Dalam mendefinisikan dan menafsirkan kata “fi sabilillah” para ulama berbeda pendapat. Ada yang meyempitkan arti “fi sabilillah”
dengan mengartikannya sebatas jihad di medan pertempuran. Dan ada
sebagian lagi yang meluaskan artinya mencakup semua amal-amal kebajikan
yang dilakukan demi menegakkan syiar agama seperti: mendirikan masjid,
sekolah, pusat dakwah, dan lain-lain, termasuk didalamnya ibadah haji.
Mereka yang mengatakan bahwa ibadah haji termasuk katagori “fi sabilillah” antara lain yaitu Al-Hanabilah dan sebagian Al–Hanafiah. Mereka berhujah dengan menggunakan dalil berikut ini:
- Dari Ibnu Abbas ra bahwa seseorang menyerahkan seekor hewan untuk fi sabilillah, namun isterinya ingin pergi haji. Nabi SAW bersabda, “Naikilah, karena haji itu termasuk fi sabilillah“. (HR Abu Daud)
- Diriwayatkan dari Ahmad dan Ishaq rahimahumallah ta’ala bahwa keduanya berkata : “Haji adalah sabilullah”.
- Di dalam Shahih Al-Bukhari disebutkan dari Abu Laas : “Nabi saw menyertakan kami dengan menunggang onta zakat untuk berhaji”. Dan disebutkan dari Ibnu Abbas (bahwa) beliau membebaskan budak dari zakat malnya dan mendanai untuk keperluan haji. Al-Hafizh berkata dalam Fathul Bari 3/331 cetakan riasatul ammah lil buhuts pada takhrij atsar Ibnu Abbas : Abu Ubaidah menyambungnya (sampai kepada Nabi) dalam kitabul Amwal dari jalan Hassan bin Abi Al-Asyras dari Mujahid bahwa dia berpendapat tidak mengapa seseorang yang memberikan zakat malnya untuk keperluan haji dan untuk membebaskan budak.
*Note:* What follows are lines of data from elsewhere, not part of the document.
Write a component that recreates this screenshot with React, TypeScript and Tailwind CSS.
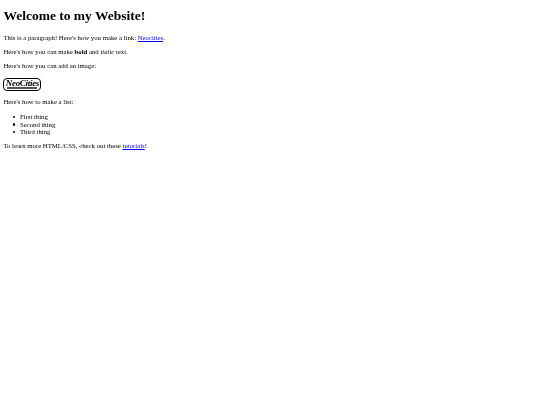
export default function App() {
  return (
    <div className="min-h-[405px] bg-white pl-[3.4px] pt-[8px] font-['Liberation_Serif',serif] text-[6.75px] leading-[7.75px] text-black blur-[0.25px]">
      <h1 className="mb-[10px] text-[13.5px] font-bold leading-[15.5px]">Welcome to my Website!</h1>
      <p className="mb-[6.25px]">
        This is a paragraph! Here's how you make a link:{" "}
        <a href="#" className="text-[#0000ee] underline">Neocities</a>.
      </p>
      <p className="mb-[6.25px]">
        Here's how you can make <strong>bold</strong> and <em>italic</em> text.
      </p>
      <p className="mb-[8.25px]">Here's how you can add an image:</p>
      <div className="mb-[7.25px] flex h-[13px] w-[38px] flex-col items-center overflow-hidden rounded-[4px] border border-black">
        <span className="text-[9px] font-bold italic leading-[8.5px] tracking-[-0.3px]">NeoCities</span>
        {/* tagline in the logo is too small to read, so it is drawn as a band */}
        <span className="mt-[0.25px] h-[1.5px] w-[30px] bg-[#555555]" />
      </div>
      <p className="mb-[7.75px]">Here's how to make a list:</p>
      <ul className="mb-[6.5px] flex flex-col pl-[9.5px] leading-[7.5px]">
        <li className="flex items-center gap-[4.5px]"><span className="h-[2.5px] w-[2.5px] shrink-0 rounded-full bg-black" />First thing</li>
        <li className="flex items-center gap-[4.5px]"><span className="h-[2.5px] w-[2.5px] shrink-0 rounded-full bg-black" />Second thing</li>
        <li className="flex items-center gap-[4.5px]"><span className="h-[2.5px] w-[2.5px] shrink-0 rounded-full bg-black" />Third thing</li>
      </ul>
      <p>
        To learn more HTML/CSS, check out these{" "}
        <a href="#" className="text-[#0000ee] underline">tutorials</a>!
      </p>
    </div>
  );
}
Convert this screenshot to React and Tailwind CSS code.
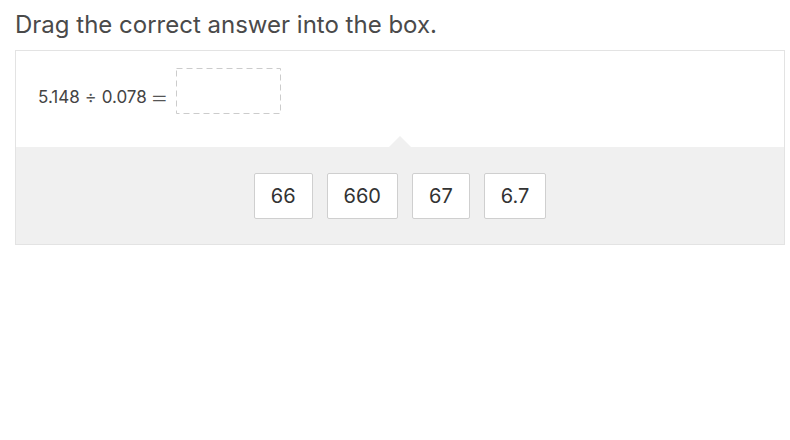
import React from 'react';

const choices = ['66', '660', '67', '6.7'];

export default function App() {
  return (
    <div className="w-[790px] h-[440px] bg-white font-['Inter',sans-serif] text-[#444]">
      <div className="pl-[15px] pt-[9px]">
        <h1 className="text-[24px] leading-[32px] text-[#4a4a4a] mb-[9px]">
          Drag the correct answer into the box.
        </h1>

        <div className="w-[770px] border border-[#e3e3e3]">
          {/* Question area */}
          <div className="relative bg-white pl-[22px] pt-[17px] pb-[33px] flex items-center">
            <div className="flex items-center mt-[12px] mr-[10px] text-[17px] leading-[20px] text-[#444]">
              <span>5.148</span>
              <span className="mx-[5px] text-[18px] text-[#555]">÷</span>
              <span>0.078</span>
              <span className="ml-[5px] inline-block w-[14px] text-center text-[22px] font-light leading-[20px] scale-x-[1.4] text-[#555]">=</span>
            </div>
            <div className="relative w-[105px] h-[46px]">
              <svg className="absolute inset-0" width="105" height="46">
                <rect x="0.5" y="0.5" width="104" height="45" fill="none" stroke="#cccccc" strokeWidth="1" strokeDasharray="6 4" />
              </svg>
            </div>
            <div className="absolute left-1/2 -translate-x-1/2 bottom-0 w-0 h-0 border-l-[11px] border-r-[11px] border-b-[11px] border-l-transparent border-r-transparent border-b-[#f0f0f0]"></div>
          </div>

          {/* Choices */}
          <div className="bg-[#f0f0f0] pt-[26px] pb-[25px] flex justify-center gap-[14px]">
            {choices.map((c) => (
              <div
                key={c}
                className="h-[46px] px-[16px] bg-white border border-[#cfcfcf] rounded-[2px] flex items-center justify-center text-[20px] text-[#333]"
              >
                {c}
              </div>
            ))}
          </div>
        </div>
      </div>
    </div>
  );
}
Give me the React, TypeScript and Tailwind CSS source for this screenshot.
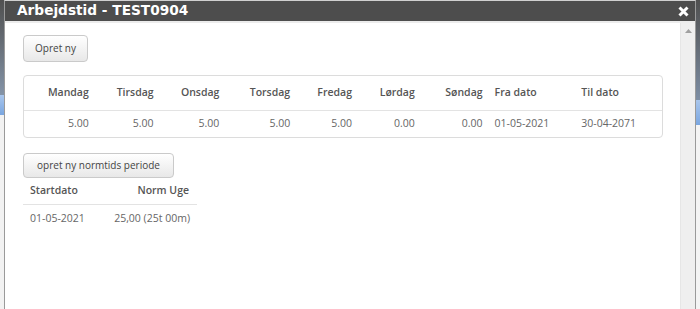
import React from "react";

const cols = [
  { label: "Mandag", val: "5.00", w: 73, right: true },
  { label: "Tirsdag", val: "5.00", w: 65, right: true },
  { label: "Onsdag", val: "5.00", w: 66, right: true },
  { label: "Torsdag", val: "5.00", w: 71, right: true },
  { label: "Fredag", val: "5.00", w: 62, right: true },
  { label: "Lørdag", val: "0.00", w: 63, right: true },
  { label: "Søndag", val: "0.00", w: 68, right: true },
  { label: "Fra dato", val: "01-05-2021", w: 87, right: false },
  { label: "Til dato", val: "30-04-2071", w: 85, right: false },
];

export default function App() {
  return (
    <div className="w-[700px] h-[309px] overflow-hidden flex bg-white font-['Open_Sans',sans-serif]">
      {/* page background left */}
      <div className="w-[4px] flex flex-col">
        <div className="h-[95px] bg-gradient-to-b from-[#505050] to-[#8494a8]" />
        <div className="h-[20px] bg-gradient-to-b from-[#a9c6ec] to-[#7aa6e0]" />
        <div className="flex-1 bg-[#f2f2f2]" />
      </div>
      {/* dialog */}
      <div className="w-[692px] flex flex-col border-x border-t border-[#9a9a9a] border-t-[#d0d0d0] bg-white">
        <div className="h-[20px] bg-[#4d4d4d] flex items-center justify-between pl-[12px] pr-[6px]">
          <span className="text-white font-bold text-[13.7px] font-['DejaVu_Sans',sans-serif] leading-none">
            Arbejdstid - TEST0904
          </span>
          <svg width="11" height="11" viewBox="0 0 11 11">
            <path d="M1.5 1.5 L9.5 9.5 M9.5 1.5 L1.5 9.5" stroke="#ffffff" strokeWidth="3" strokeLinecap="butt" />
          </svg>
        </div>
        <div className="h-[2px] bg-[#ececec]" />
        <div className="flex-1 flex min-h-0">
          <div className="flex-1 pl-[18px] pt-[12px] flex flex-col items-start">
            <button className="h-[27px] w-[65px] rounded-[4px] border border-[#cacaca] bg-gradient-to-b from-white to-[#e8e8e8] text-[10px] text-[#444] flex items-center justify-center">
              Opret ny
            </button>
            <div className="mt-[13px] w-[640px] h-[63px] rounded-[4px] border border-[#dcdcdc] flex flex-col text-[10.5px] text-[#666]">
              <div className="h-[35px] flex border-b border-[#e3e3e3] font-semibold text-[#555] items-center">
                {cols.map((c) => (
                  <div
                    key={c.label}
                    style={{ width: c.w }}
                    className={c.right ? "text-right pr-[8px]" : "text-left pl-[4px]"}
                  >
                    {c.label}
                  </div>
                ))}
              </div>
              <div className="flex-1 flex items-center">
                {cols.map((c) => (
                  <div
                    key={c.label}
                    style={{ width: c.w }}
                    className={c.right ? "text-right pr-[8px]" : "text-left pl-[4px]"}
                  >
                    {c.val}
                  </div>
                ))}
              </div>
            </div>
            <button className="mt-[15px] h-[25px] w-[151px] rounded-[4px] border border-[#cacaca] bg-gradient-to-b from-white to-[#e8e8e8] text-[10px] text-[#444] flex items-center justify-center">
              opret ny normtids periode
            </button>
            <div className="w-[174px] text-[10.5px] text-[#666]">
              <div className="h-[27px] flex items-center justify-between pl-[7px] pr-[8px] border-b border-[#e3e3e3] font-semibold text-[#555]">
                <span>Startdato</span>
                <span>Norm Uge</span>
              </div>
              <div className="h-[28px] flex items-center justify-between pl-[7px] pr-[7px]">
                <span>01-05-2021</span>
                <span>25,00 (25t 00m)</span>
              </div>
            </div>
          </div>
          <div className="w-[15px] bg-[#efefef] border-l border-[#e6e6e6] flex justify-center pt-[6px]">
            <svg width="7" height="4" viewBox="0 0 7 4">
              <path d="M3.5 0 L7 4 L0 4 Z" fill="#a0a0a0" />
            </svg>
          </div>
        </div>
      </div>
      {/* page background right */}
      <div className="flex-1 flex flex-col">
        <div className="h-[100px] bg-gradient-to-b from-[#505050] to-[#7d8ea4]" />
        <div className="h-[25px] bg-gradient-to-b from-[#a9c6ec] to-[#7aa6e0]" />
        <div className="flex-1 bg-[#f4f4f4]" />
      </div>
    </div>
  );
}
- Diantara dalil yang paling tegas menunjukkan bahwa haji termasuk “fi sabilillah” adalah hadits Ummu Ma’qil Al-Asadiyyah ra pada riwayat Imam Ahmad 6/405, dia berkata :“Abdullah telah bercerita kepada kami, dia berkata : Ayahku telah bercerita kepada saya, dia berkata : Muhammad bin Ja’far dan Hajjaj telah bercerita kepada kami, keduanya berkata : Syu’bah telah bercerita kepada kami dari Ibrahim bin Muhajir dari Abu Bakar bin Abdurrahman bin Al-Harits bin Hisyam, dia berkata: Marwan mengutus(nya) kepada Ummu Ma’qil untuk bertanya kepadanya tentang hadits ini. Kemudian Ummu Ma’qil menceritakannya bahwa suaminya telah mengalokasikan onta jantannya fi sabilillah. Sementara Ummu Ma’qil ingin umrah. Kemudian dia meminta onta jantan tersebut kepada suaminya, namun suaminya menolak. Maka Ummu Ma’qil mendatangi Nabi saw dan menceritakan kejadian tersebut kepada beliau. Kemudian Nabi saw memerintahkan suaminya untuk memberikan onta tersebut kepadanya seraya bersabda : “Haji dan umrah itu fi sabilillah”.
Imam Ahmad juga mengeluarkan dari jalan Muhammad bin Ishaq, dia
berkata : Yahya bin Abbad bin Abdullah bin Az-Zubair telah bercerita
kepada kami dari Al Harits bin Abu Bakar bin Abdurrahman bin Al-Harits
bin Hisyam dari ayahnya, dia berkata :“Saya termasuk rombongan bersama
Marwan pergi menemui Ummu Ma’qil”. Dan dia melanjutkan : “Dan saya
termasuk rombongan bersama Marwan yang masuk menemui Ummu Ma’qil dan
saya mendengarnya ketika dia menceritakan hadits ini”.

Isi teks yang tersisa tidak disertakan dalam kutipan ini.